Há duas semanas, um amigo de Edson o levou até a Prefeitura. Edson desceu da cadeira e deitou no calçamento da entrada, com a intenção de atrapalhar os que por ali passavam. Foi a forma que encontrou de protestar.

- Se demorarem demais para resolver o problema, vou fazer de novo.

O homem de barba e cabelos encaracolados castanhos tem um semblante nervoso. Pouco sorri, e os olhos, também castanhos, parecem tristes por detrás das lentes amareladas dos óculos. Ele sente raiva.

Acidente - Adenizia Aparecida Matias Rodrigues foi chamada ao hospital às pressas naquele domingo cuja data tem na ponta da língua: 28 de outubro de 2001. O telefone tocou e disseram que o marido tinha sofrido um acidente, mas estava consciente. Tranquilizada, a ruiva de olhos quase verdes chegou ao hospital para encontrar Edson com um colar cervical e um diagnóstico para o resto da vida.

- Tivemos de nos adaptar, eu e meu filho, que na época tinha seis anos. Conseguimos erguer nossa casa, fazer as coisas aos poucos. Mas agora, com esse problema, o Edson está me deixando quase maluca.

Edson fica nervoso de ficar preso na casa, construída nos fundos da residência da mãe de Adenizia. Sua distração é um computador com internet, que o ajuda a enviar e-mails com fotos do estado da rua para todos os lugares que consegue imaginar. Edson garante que só vai parar de lutar quando conseguir o que quer. E não é apenas uma cadeira de rodas nova.

- Só calo a boca quando tiver a cadeira, o esgoto e o asfalto.

A tríade devolveria a Edson apenas o direito comum a todo cidadão, previsto na Constituição Brasileira: ir e vir.

Bairro é motivo de disputa entre Rio Grande e Santo André

O bairro onde o cadeirante Edson Luiz dos Santos vive está no meio de uma disputa judicial. O Parque América, localizado em área de mananciais, foi loteado por uma imobiliária de Rio Grande da Serra na década de 1980, mas parte do território, que abriga hoje cerca de 62 famílias, pertence à cidade de Santo André.

A rua Jundiaí é apenas uma das várias vias abandonadas pelo poder público. Ali o que se vê em dias secos como os de agora é muita poeira, buracos e esgoto correndo a céu aberto. Quando chove, as ruas se transformam em lamaçal. A disputa judicial causou um embargo que impede que sejam realizadas as melhorias prometidas quando os terrenos loteados foram vendidos aos moradores.

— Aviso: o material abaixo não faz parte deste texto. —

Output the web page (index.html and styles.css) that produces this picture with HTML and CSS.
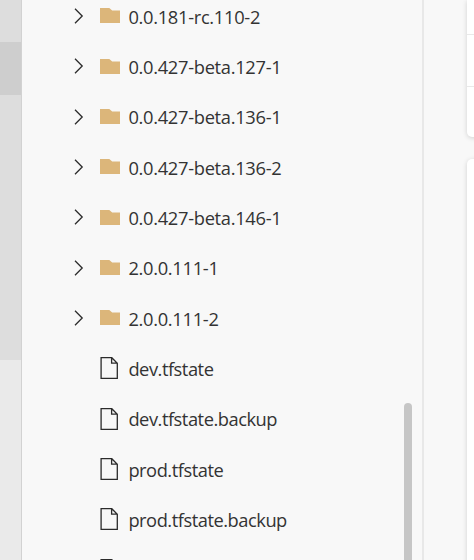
FILE: index.html
```html
<!DOCTYPE html>
<html lang="en">
<head>
<meta charset="utf-8">
<title>Files</title>
<link rel="stylesheet" href="styles.css">
</head>
<body>
<svg class="defs" width="0" height="0">
  <symbol id="chevron" viewBox="0 0 10 16"><path d="M1 .8 8.2 8 1 15.2" fill="none" stroke="#2b2b2b" stroke-width="1.3"/></symbol>
  <symbol id="folder" viewBox="0 0 20 15"><path d="M0 0H9.3L12.2 2.4H20V15H0Z" fill="#dcb67a"/></symbol>
  <symbol id="file" viewBox="0 0 18 22"><path d="M1.1.7H11.8L17.3 6.2V21.3H1.1ZM11.6.8V6.2H17.2" fill="none" stroke="#2b2b2b" stroke-width="1.3"/></symbol>
</svg>
<div class="app">
  <div class="rail"><div class="rail-group"><div class="rail-item"></div></div></div>
  <div class="tree">
    <ul class="list">
      <li class="row"><svg class="chevron"><use href="#chevron"/></svg><svg class="folder"><use href="#folder"/></svg><span class="name">0.0.181-rc.110-2</span></li>
      <li class="row"><svg class="chevron"><use href="#chevron"/></svg><svg class="folder"><use href="#folder"/></svg><span class="name">0.0.427-beta.127-1</span></li>
      <li class="row"><svg class="chevron"><use href="#chevron"/></svg><svg class="folder"><use href="#folder"/></svg><span class="name">0.0.427-beta.136-1</span></li>
      <li class="row"><svg class="chevron"><use href="#chevron"/></svg><svg class="folder"><use href="#folder"/></svg><span class="name">0.0.427-beta.136-2</span></li>
      <li class="row"><svg class="chevron"><use href="#chevron"/></svg><svg class="folder"><use href="#folder"/></svg><span class="name">0.0.427-beta.146-1</span></li>
      <li class="row"><svg class="chevron"><use href="#chevron"/></svg><svg class="folder"><use href="#folder"/></svg><span class="name">2.0.0.111-1</span></li>
      <li class="row"><svg class="chevron"><use href="#chevron"/></svg><svg class="folder"><use href="#folder"/></svg><span class="name">2.0.0.111-2</span></li>
      <li class="row leaf"><svg class="file"><use href="#file"/></svg><span class="name">dev.tfstate</span></li>
      <li class="row leaf"><svg class="file"><use href="#file"/></svg><span class="name">dev.tfstate.backup</span></li>
      <li class="row leaf"><svg class="file"><use href="#file"/></svg><span class="name">prod.tfstate</span></li>
      <li class="row leaf"><svg class="file"><use href="#file"/></svg><span class="name">prod.tfstate.backup</span></li>
      <li class="row leaf"><svg class="file"><use href="#file"/></svg></li>
    </ul>
    <div class="thumb"></div>
  </div>
  <div class="content">
    <div class="card card-top"><div class="line"></div><div class="line"></div></div>
    <div class="card card-main"></div>
  </div>
</div>
</body>
</html>
```
FILE: styles.css
```css
* { box-sizing: border-box; }
body {
  margin: 0;
  background: #f8f8f8;
  color: #333;
  font-family: "Open Sans", "Noto Sans", sans-serif;
}
.defs { position: absolute; }
.app { display: flex; width: 474px; height: 560px; overflow: hidden; }
.rail { width: 22px; flex: none; background: #eaeaea; border-right: 1px solid #d2d2d2; }
.rail-group { height: 360px; padding-top: 42px; background: #dddddd; }
.rail-item { height: 53px; background: #cecece; }
.tree {
  position: relative;
  width: 402px;
  flex: none;
  overflow: hidden;
  border-right: 2px solid #e8e8e8;
}
.list { list-style: none; margin: -9.4px 0 0; padding: 0; }
.row { display: flex; align-items: center; height: 50.36px; padding-left: 52px; }
.leaf { padding-left: 78px; }
.chevron { width: 10px; height: 16px; flex: none; margin-right: 16px; }
.folder { width: 20px; height: 15px; flex: none; margin-right: 8.4px; }
.file { width: 18px; height: 22px; flex: none; margin-right: 10.4px; }
.name { font-size: 18.3px; letter-spacing: -0.3px; line-height: 26px; padding-top: 1.6px; white-space: nowrap; }
.leaf .name { letter-spacing: -0.47px; }
.thumb {
  position: absolute;
  left: 382px;
  top: 403px;
  width: 8px;
  height: 170px;
  border-radius: 4px;
  background: #c6c6c6;
}
.content { flex: 1; padding-left: 43px; }
.card { background: #fff; box-shadow: 0 1px 5px rgba(0, 0, 0, .16); width: 60px; }
.card-top { height: 137px; padding-top: 34px; border-radius: 0 0 0 5px; }
.line { height: 52px; border-top: 1px solid #e9e9e9; }
.card-main { margin-top: 22px; height: 420px; border-radius: 5px 0 0 0; }
```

A Prefeitura de Rio Grande da Serra afirmou, por meio de sua assessoria de imprensa, que oito ruas do bairro serão pavimentadas e 16 vão receber manutenção, incluindo a rua Jundiaí. Os trabalhos já começaram, mas não há data prevista para conclusão. Além da cadeira, Edson vai ter de aguardar também a manutenção.